Megan Hilty sings like a Broadway star, but she talks like your friend at Starbucks. (Or actually, Spot Coffee – but we’ll get back to that one.)

Between powerful renditions of songs from stage and screen and even Barry Manilow, the down-to-earth diva chatted up her audience Saturday night, bringing the Kleinhans Music Hall crowd to its feet – twice – with her voice and making them laugh with her stories.

Equally engaging and entertaining was Steven Reineke, the New York Pops’ musical director, who joined the Buffalo Philharmonic Orchestra as conductor for the evening.

Together, the 33-year-old Hilty and 44-year-old Reineke – who’ve worked together previously at Carnegie Hall – delivered an energetic, almost youthful slice of Broadway.

“Some of you may know me from a show called ‘Smash,’ ” Hilty said early in the evening, referring to the NBC musical drama in which she played Broadway actress Ivy Lynn.
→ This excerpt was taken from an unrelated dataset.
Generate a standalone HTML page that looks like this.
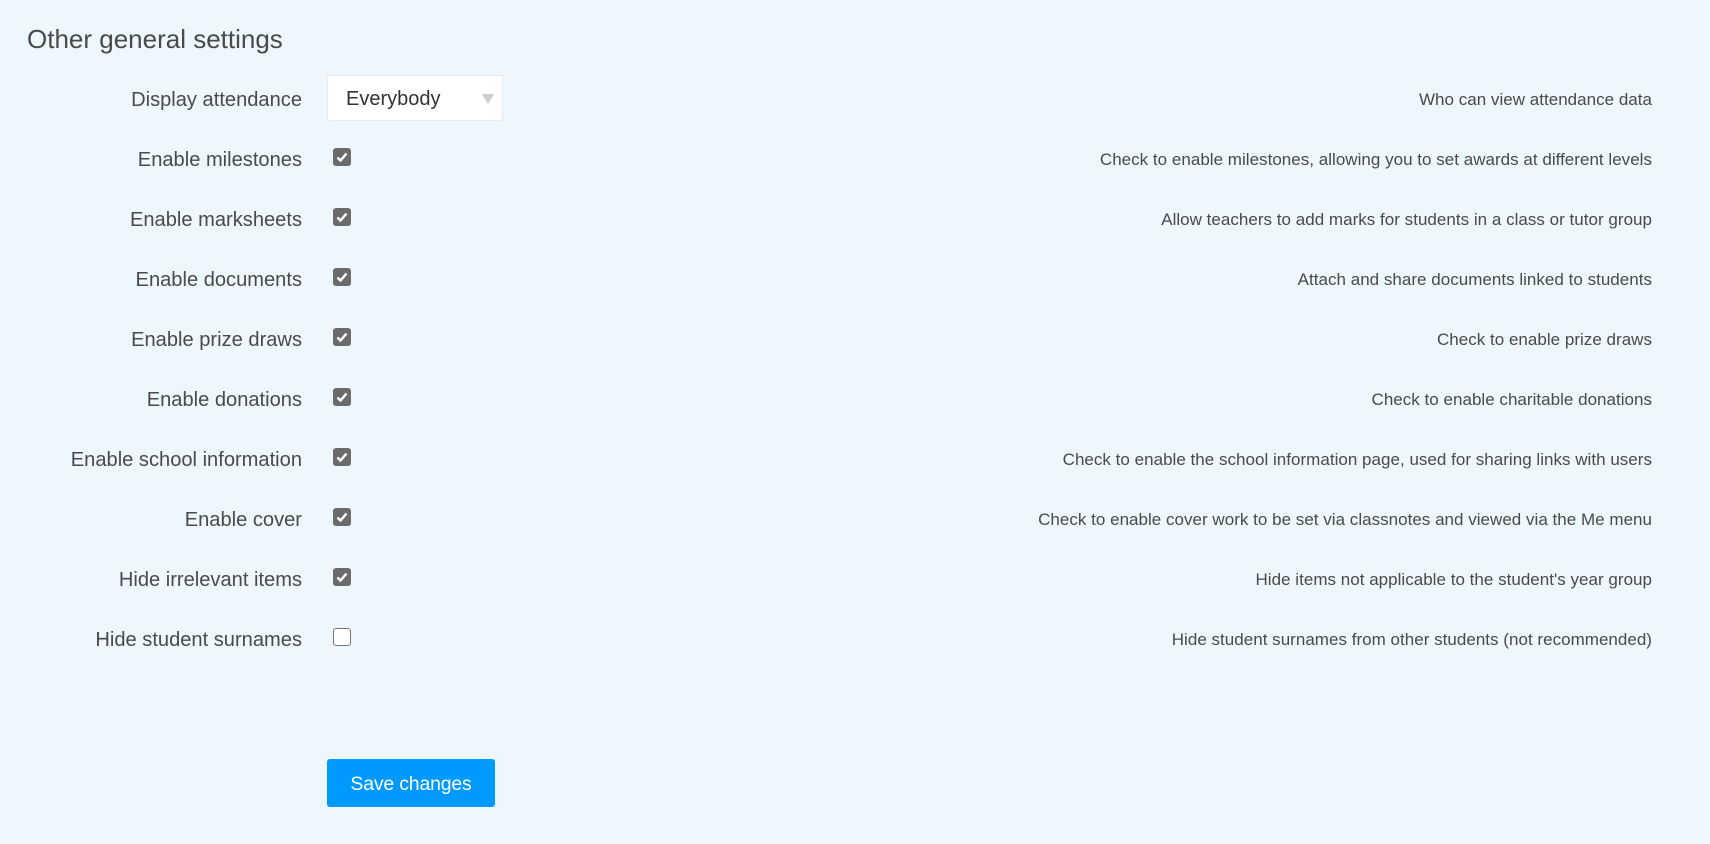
<!DOCTYPE html>
<html><head><meta charset="utf-8"><style>
html,body{margin:0;padding:0;}
body{width:1710px;height:844px;background:#eef6fe;font-family:"Liberation Sans",sans-serif;color:#4a4a4a;position:relative;overflow:hidden;}
h1{position:absolute;left:27px;top:24px;margin:0;font-weight:normal;font-size:26px;color:#4a4a4a;letter-spacing:0;}
.row{position:absolute;left:0;width:1710px;height:30px;}
.lab{position:absolute;right:1408px;top:1px;line-height:30px;font-size:20.1px;white-space:nowrap;color:#4a4a4a;letter-spacing:0;}
.desc{position:absolute;right:58px;top:1px;line-height:30px;font-size:17px;white-space:nowrap;color:#4a4a4a;letter-spacing:0.02px;}
.cb{position:absolute;left:333px;top:4px;width:18px;height:18px;border-radius:3px;background:#6b6b6b;box-sizing:border-box;}
.cb svg{position:absolute;left:2px;top:2px;}
.cb.off{background:#fff;border:1.5px solid #777;}
.sel{position:absolute;left:327px;top:75px;width:176px;height:46px;background:#fff;border:1px solid #e4eaf0;box-sizing:border-box;border-radius:2px;font-size:20px;line-height:46px;padding-left:18px;color:#333;}
.sel:after{content:"";position:absolute;right:8px;top:18px;border-left:6px solid transparent;border-right:6px solid transparent;border-top:10px solid #ccc;}
.btn{position:absolute;left:327px;top:759px;width:168px;height:48px;background:#0099fe;border-radius:3px;color:#fff;font-size:19.5px;line-height:50px;text-align:center;letter-spacing:-0.2px;}
</style></head><body>
<h1>Other general settings</h1>
<div class="row" style="top:84px"><div class="lab">Display attendance</div><div class="desc">Who can view attendance data</div></div>
<div class="sel">Everybody</div>

<div class="row" style="top:144px"><div class="lab">Enable milestones</div><div class="cb"><svg width="14" height="14" viewBox="0 0 14 14"><path d="M2.5 7.5 L5.5 10.5 L11.5 3.5" stroke="#fff" stroke-width="2.4" fill="none"/></svg></div><div class="desc">Check to enable milestones, allowing you to set awards at different levels</div></div>
<div class="row" style="top:204px"><div class="lab">Enable marksheets</div><div class="cb"><svg width="14" height="14" viewBox="0 0 14 14"><path d="M2.5 7.5 L5.5 10.5 L11.5 3.5" stroke="#fff" stroke-width="2.4" fill="none"/></svg></div><div class="desc">Allow teachers to add marks for students in a class or tutor group</div></div>
<div class="row" style="top:264px"><div class="lab">Enable documents</div><div class="cb"><svg width="14" height="14" viewBox="0 0 14 14"><path d="M2.5 7.5 L5.5 10.5 L11.5 3.5" stroke="#fff" stroke-width="2.4" fill="none"/></svg></div><div class="desc">Attach and share documents linked to students</div></div>
<div class="row" style="top:324px"><div class="lab">Enable prize draws</div><div class="cb"><svg width="14" height="14" viewBox="0 0 14 14"><path d="M2.5 7.5 L5.5 10.5 L11.5 3.5" stroke="#fff" stroke-width="2.4" fill="none"/></svg></div><div class="desc">Check to enable prize draws</div></div>
<div class="row" style="top:384px"><div class="lab">Enable donations</div><div class="cb"><svg width="14" height="14" viewBox="0 0 14 14"><path d="M2.5 7.5 L5.5 10.5 L11.5 3.5" stroke="#fff" stroke-width="2.4" fill="none"/></svg></div><div class="desc">Check to enable charitable donations</div></div>
<div class="row" style="top:444px"><div class="lab">Enable school information</div><div class="cb"><svg width="14" height="14" viewBox="0 0 14 14"><path d="M2.5 7.5 L5.5 10.5 L11.5 3.5" stroke="#fff" stroke-width="2.4" fill="none"/></svg></div><div class="desc">Check to enable the school information page, used for sharing links with users</div></div>
<div class="row" style="top:504px"><div class="lab">Enable cover</div><div class="cb"><svg width="14" height="14" viewBox="0 0 14 14"><path d="M2.5 7.5 L5.5 10.5 L11.5 3.5" stroke="#fff" stroke-width="2.4" fill="none"/></svg></div><div class="desc">Check to enable cover work to be set via classnotes and viewed via the Me menu</div></div>
<div class="row" style="top:564px"><div class="lab">Hide irrelevant items</div><div class="cb"><svg width="14" height="14" viewBox="0 0 14 14"><path d="M2.5 7.5 L5.5 10.5 L11.5 3.5" stroke="#fff" stroke-width="2.4" fill="none"/></svg></div><div class="desc">Hide items not applicable to the student's year group</div></div>
<div class="row" style="top:624px"><div class="lab">Hide student surnames</div><div class="cb off"></div><div class="desc">Hide student surnames from other students (not recommended)</div></div>

<div class="btn">Save changes</div>
</body></html>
The audience responded with a wide burst of applause.

“That’s right, that’s about how many people saw it,” she added wryly, referring to the show’s cancellation after two seasons.

The crowd laughed. It was the first of several lighthearted moments from Hilty, whose self-deprecating humor is matched by a booming, passionate, powerful voice. After singing “They Just Keep Moving The Line” – one of two “Smash” songs on the bill – Hilty told the audience she almost didn’t audition for “Smash.” The part, she said, called for a strong dancer.

“I am what we call in the biz ‘a strong mover,’ and even that’s being generous,” she said, eliciting another round of laughs before enrapturing the audience with “Bye Bye Baby,” the “Gentlemen Prefer Blondes” song Hilty performed at the audition once her manager prompted her to do it.

Dressed in a strapless, floor-length blue gown and sparkly stilettos – and later in a high-slit, fuchsia design – Hilty cast an elegant beauty that could still be playful. That fun side emerged when she sang an animated version of “Popular” from “Wicked.” Hilty made her Broadway debut in the show, playing the blond-haired witch Glinda opposite Idina Menzel’s Elphaba. Hilty recalled her first-ever performance as Glinda, which happened with two hours notice. (She was a standby.)

Menzel, who’s since become a household name for the hit song “Let It Go” from Disney’s “Frozen,” stopped by before the show to ask if Hilty wanted to go over anything. Hilty, who was fresh out of college, was doubly panicked and excited, which prompted Menzel to put her hands on her fellow lead’s shoulders.

“Let’s just go out there and make the show our own tonight,” Menzel said to Hilty.

Years later, that’s exactly what Hilty did with the BPO – but she didn’t make the show her own by herself. Score a major assist for the energetic and debonair conductor Reineke. While Hilty was offstage, he led the orchestra through a series of instantly recognizable songs: “Mack the Knife,” “I’ve Got You Under My Skin,” “Copacabana,” Frank Sinatra’s “New York, New York” and his own arrangement of Diana Ross classics.

Then, when Hilty was onstage, Reineke was equally deft at conducting the orchestra in support of the star. The interplay between Hilty, the conductor and the orchestra shone especially bright during a haunting rendition of Johnny Mercer’s “Autumn Leaves” and the Mercer/Manilow song “When October Goes.” The number began with Hilty and a piano, and slowly built to include strings and more.

Hilty and Reineke’s teamwork also blossomed with “Come Rain or Come Shine,” which Hilty performed two years ago under Reineke’s direction at Carnegie Hall. The music was written by legendary composer Harold Arlen who, as Hilty pointed out, was from Buffalo.

“A Buffalonian?” she asked the crowd.

“Buffalonian!” dozens of people called out.

“Buffalonian, of course!” Hilty said, laughing again, seeming like that personable friend you’d sip lattes with at Starbucks.

Except it turns out Hilty prefers Spot Coffee. Earlier in the day, Hilty tweeted from the local coffee joint: “Starbuck Schmarbucks! @SpoTCoffee1 is where it’s at!”

She got Buffalo – and Buffalo got her too.